Wow, I’m kind of glad I missed this one. :(
@jonsblond I think the misconception can even vary by geographic location. Where we live, it’s more common for Mom to stay home at least until all the kids are at school during the day. Then, some of them go back to work. Some don’t. The perception here is that being a SAHM is the norm, and moms who work are to be pitied for not having a husband who makes enough money to support the family in style all on his own. Not all families are like that—I know one or two others that struggle to get by on one income. Most of the families around here have one income, nice cars, big houses, and easily go on vacation twice a year.

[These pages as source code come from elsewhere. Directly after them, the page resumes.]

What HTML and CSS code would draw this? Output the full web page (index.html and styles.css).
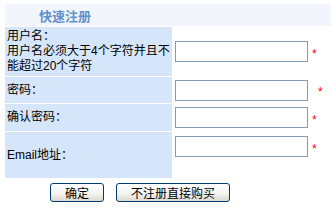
FILE: index.html
```html
<!DOCTYPE html>
<html lang="zh-CN">
<head>
  <meta charset="UTF-8" />
  <meta name="viewport" content="width=device-width, initial-scale=1.0"/>
  <title>快速注册</title>
  <link rel="stylesheet" href="styles.css">
</head>
<body>
  <form class="reg-form" onsubmit="return false">
    <table class="reg-table">
      <tr class="head-row">
        <td colspan="2" class="reg-title">快速注册</td>
      </tr>
      <tr class="row-user">
        <td class="label">
          <div class="label-text">用户名：<br>用户名必须大于4个字符并且不能超过20个字符</div>
        </td>
        <td class="field">
          <input type="text" class="txt" name="username"><span class="req">*</span>
        </td>
      </tr>
      <tr class="row-pwd">
        <td class="label">密码：</td>
        <td class="field">
          <input type="password" class="txt" name="password"><span class="req req-wide">*</span>
        </td>
      </tr>
      <tr class="row-pwd2">
        <td class="label">确认密码：</td>
        <td class="field">
          <input type="password" class="txt" name="password2"><span class="req">*</span>
        </td>
      </tr>
      <tr class="row-email">
        <td class="label">Email地址：</td>
        <td class="field field-top">
          <input type="text" class="txt" name="email"><span class="req">*</span>
        </td>
      </tr>
    </table>

    <div class="button-group">
      <button class="btn btn-ok" type="submit">确定</button>
      <button class="btn btn-buy" type="button">不注册直接购买</button>
    </div>
  </form>
</body>
</html>
```

FILE: styles.css
```css
* {
  box-sizing: border-box;
}

body {
  margin: 0;
  padding: 0;
  background: #fff;
  font-family: "Liberation Sans", "Noto Sans CJK SC", sans-serif;
  font-size: 12px;
  color: #000;
}

.reg-form {
  margin: 0;
}

.reg-table {
  width: 328px;
  margin: 3px 0 0 4px;
  border-collapse: separate;
  border-spacing: 1px;
  background: #fff;
}

.reg-table td {
  padding: 0;
}

.reg-title {
  height: 22px;
  padding-left: 34px !important;
  background: #f2f6fc;
  color: #6391cc;
  font-weight: bold;
  font-size: 13px;
  vertical-align: middle;
}

.label {
  width: 167px;
  padding-left: 2px !important;
  background: #d5e6fb;
  vertical-align: middle;
  line-height: 15px;
}

.label-text {
  padding-bottom: 1px;
}

.row-user td { height: 49px; }
.row-pwd td { height: 26px; }
.row-pwd2 td { height: 27px; }
.row-email td { height: 46px; }

.field {
  padding-left: 2px !important;
  background: #fff;
  vertical-align: middle;
  white-space: nowrap;
}

.field-top {
  vertical-align: top;
  padding-top: 4px !important;
}

.txt {
  width: 133px;
  height: 21px;
  margin: 0;
  padding: 1px 2px;
  border: 1px solid #7f9db9;
  background: #fff;
  vertical-align: middle;
  font-size: 12px;
}

.req {
  display: inline-block;
  margin-left: 4px;
  color: #ff0000;
  font-size: 12px;
  line-height: 12px;
  vertical-align: middle;
  position: relative;
  top: 2px;
}

.req-wide {
  margin-left: 10px;
}

.button-group {
  display: flex;
  gap: 12px;
  margin-top: 4px;
  padding-left: 50px;
}

.btn {
  height: 19px;
  padding: 0 14px;
  border: 1px solid #003c74;
  border-radius: 3px;
  background: linear-gradient(#ffffff, #f4f4f0 55%, #dcd8ce);
  font-family: "Noto Sans CJK SC", sans-serif;
  font-size: 12px;
  line-height: 17px;
  color: #000;
  cursor: pointer;
}
```
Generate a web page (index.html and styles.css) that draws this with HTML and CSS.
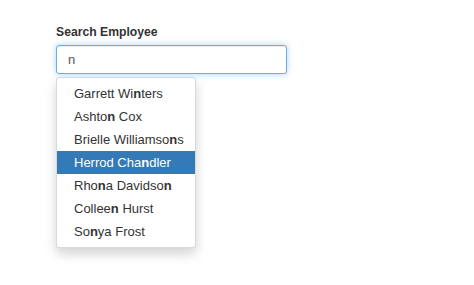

I think anyone who earns respect should have it, no matter what they do for a living or whether or not they have kids. What’s difficult about being a SAHM for years on end is that you don’t get much in the way of tangible appreciation. There’s no paycheck, and the people you bust your ass for are the first to take you for granted or even spend most of their time being angry with you. I don’t know about anyone else, but I know it is terrible to spend all day doing everything for everyone else, then at the end of the day have someone be mad at you for one thing you didn’t do. Or, to have the kids you just schlepped all over Creation cry and whine because you won’t also take them for ice cream. Or to have people just assume you are free to do whatever they want because you “don’t work.”
@jonsblond I hope your week got better.
Or to have people just assume you are free to do whatever they want because you “don’t work. @MissAusten, that is ridiculously true for me. I had to learn to say “No” and mean it. Which has meant in some cases that people especially family members think I’m a bitch. Oh well. Some days you can’t win for losing.